## Goal
Please transcribe the data that follows without the pictures, keeping every word the same.
+===+
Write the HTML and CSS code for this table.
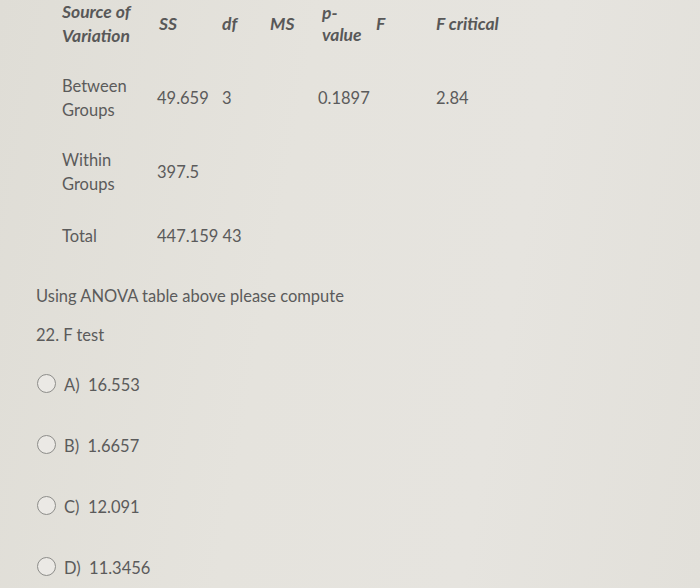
FILE: index.html
```html
<!DOCTYPE html>
<html>
<head>
<meta charset="utf-8">
<link rel="stylesheet" href="styles.css">
</head>
<body>
<div class="page">
  <div class="anova">
    <div class="row head">
      <div class="c c1">Source of<br>Variation</div>
      <div class="c c2">SS</div>
      <div class="c c3">df</div>
      <div class="c c4">MS</div>
      <div class="c c5">p-<br>value</div>
      <div class="c c6">F</div>
      <div class="c c7">F critical</div>
    </div>
    <div class="row">
      <div class="c c1">Between<br>Groups</div>
      <div class="c c2">49.659</div>
      <div class="c c3">3</div>
      <div class="c c4"></div>
      <div class="c c5 pv">0.1897</div>
      <div class="c c6"></div>
      <div class="c c7">2.84</div>
    </div>
    <div class="row">
      <div class="c c1">Within<br>Groups</div>
      <div class="c c2">397.5</div>
      <div class="c c3"></div>
      <div class="c c4"></div>
      <div class="c c5"></div>
      <div class="c c6"></div>
      <div class="c c7"></div>
    </div>
    <div class="row total">
      <div class="c c1">Total</div>
      <div class="c c2">447.159 43</div>
      <div class="c c3"></div>
      <div class="c c4"></div>
      <div class="c c5"></div>
      <div class="c c6"></div>
      <div class="c c7"></div>
    </div>
  </div>

  <p class="prompt">Using ANOVA table above please compute</p>
  <p class="qnum">22. F test</p>

  <ul class="options">
    <li class="opt"><span class="radio"></span><span class="label">A)&nbsp; 16.553</span></li>
    <li class="opt"><span class="radio"></span><span class="label">B)&nbsp; 1.6657</span></li>
    <li class="opt"><span class="radio"></span><span class="label">C)&nbsp; 12.091</span></li>
    <li class="opt"><span class="radio"></span><span class="label">D)&nbsp; 11.3456</span></li>
  </ul>
</div>
</body>
</html>
```

FILE: styles.css
```css
html, body {
  margin: 0;
  padding: 0;
  background: #e3e1db;
}
body {
  width: 700px;
  height: 588px;
  overflow: hidden;
  font-family: Lato, "Open Sans", sans-serif;
  font-size: 16.5px;
  color: #5b5b5b;
  background: linear-gradient(100deg, #dfddd6 0%, #e5e3dd 40%, #e6e4df 70%, #e2e0da 100%);
}
.page {
  padding: 0 0 0 36px;
}
.anova {
  display: flex;
  flex-direction: column;
  row-gap: 26px;
  padding-left: 26px;
}
.row {
  display: grid;
  grid-template-columns: 95px 65px 48px 50px 56px 60px 120px;
  align-items: center;
  line-height: 24px;
  min-height: 48px;
}
.c {
  white-space: nowrap;
}
.row.total {
  min-height: 24px;
  margin-top: 2px;
}
.head {
  font-style: italic;
  font-weight: 700;
  font-size: 17.5px;
  color: #585858;
}
.head .c2 {
  padding-left: 2px;
}
.head .c5 {
  padding-left: 2px;
  line-height: 22px;
}
.pv {
  margin-left: -2px;
}
.prompt {
  margin: 36px 0 0 0;
  line-height: 24px;
}
.qnum {
  margin: 15px 0 0 0;
  line-height: 24px;
}
.options {
  list-style: none;
  margin: 26px 0 0 0;
  padding: 0;
  display: flex;
  flex-direction: column;
  row-gap: 37px;
}
.opt {
  display: flex;
  align-items: center;
  height: 24px;
}
.radio {
  width: 17px;
  height: 17px;
  border: 1.6px solid #8d8d8a;
  border-radius: 50%;
  background: #ebe9e5;
  margin-left: 1px;
  margin-top: -4px;
}
.label {
  margin-left: 8px;
}
```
+===+
## Reply
Write the HTML and CSS code for this table.
FILE: index.html
```html
<!DOCTYPE html>
<html>
<head>
<meta charset="utf-8">
<link rel="stylesheet" href="styles.css">
</head>
<body>
<div class="page">
  <div class="anova">
    <div class="row head">
      <div class="c c1">Source of<br>Variation</div>
      <div class="c c2">SS</div>
      <div class="c c3">df</div>
      <div class="c c4">MS</div>
      <div class="c c5">p-<br>value</div>
      <div class="c c6">F</div>
      <div class="c c7">F critical</div>
    </div>
    <div class="row">
      <div class="c c1">Between<br>Groups</div>
      <div class="c c2">49.659</div>
      <div class="c c3">3</div>
      <div class="c c4"></div>
      <div class="c c5 pv">0.1897</div>
      <div class="c c6"></div>
      <div class="c c7">2.84</div>
    </div>
    <div class="row">
      <div class="c c1">Within<br>Groups</div>
      <div class="c c2">397.5</div>
      <div class="c c3"></div>
      <div class="c c4"></div>
      <div class="c c5"></div>
      <div class="c c6"></div>
      <div class="c c7"></div>
    </div>
    <div class="row total">
      <div class="c c1">Total</div>
      <div class="c c2">447.159 43</div>
      <div class="c c3"></div>
      <div class="c c4"></div>
      <div class="c c5"></div>
      <div class="c c6"></div>
      <div class="c c7"></div>
    </div>
  </div>

  <p class="prompt">Using ANOVA table above please compute</p>
  <p class="qnum">22. F test</p>

  <ul class="options">
    <li class="opt"><span class="radio"></span><span class="label">A)&nbsp; 16.553</span></li>
    <li class="opt"><span class="radio"></span><span class="label">B)&nbsp; 1.6657</span></li>
    <li class="opt"><span class="radio"></span><span class="label">C)&nbsp; 12.091</span></li>
    <li class="opt"><span class="radio"></span><span class="label">D)&nbsp; 11.3456</span></li>
  </ul>
</div>
</body>
</html>
```

FILE: styles.css
```css
html, body {
  margin: 0;
  padding: 0;
  background: #e3e1db;
}
body {
  width: 700px;
  height: 588px;
  overflow: hidden;
  font-family: Lato, "Open Sans", sans-serif;
  font-size: 16.5px;
  color: #5b5b5b;
  background: linear-gradient(100deg, #dfddd6 0%, #e5e3dd 40%, #e6e4df 70%, #e2e0da 100%);
}
.page {
  padding: 0 0 0 36px;
}
.anova {
  display: flex;
  flex-direction: column;
  row-gap: 26px;
  padding-left: 26px;
}
.row {
  display: grid;
  grid-template-columns: 95px 65px 48px 50px 56px 60px 120px;
  align-items: center;
  line-height: 24px;
  min-height: 48px;
}
.c {
  white-space: nowrap;
}
.row.total {
  min-height: 24px;
  margin-top: 2px;
}
.head {
  font-style: italic;
  font-weight: 700;
  font-size: 17.5px;
  color: #585858;
}
.head .c2 {
  padding-left: 2px;
}
.head .c5 {
  padding-left: 2px;
  line-height: 22px;
}
.pv {
  margin-left: -2px;
}
.prompt {
  margin: 36px 0 0 0;
  line-height: 24px;
}
.qnum {
  margin: 15px 0 0 0;
  line-height: 24px;
}
.options {
  list-style: none;
  margin: 26px 0 0 0;
  padding: 0;
  display: flex;
  flex-direction: column;
  row-gap: 37px;
}
.opt {
  display: flex;
  align-items: center;
  height: 24px;
}
.radio {
  width: 17px;
  height: 17px;
  border: 1.6px solid #8d8d8a;
  border-radius: 50%;
  background: #ebe9e5;
  margin-left: 1px;
  margin-top: -4px;
}
.label {
  margin-left: 8px;
}
```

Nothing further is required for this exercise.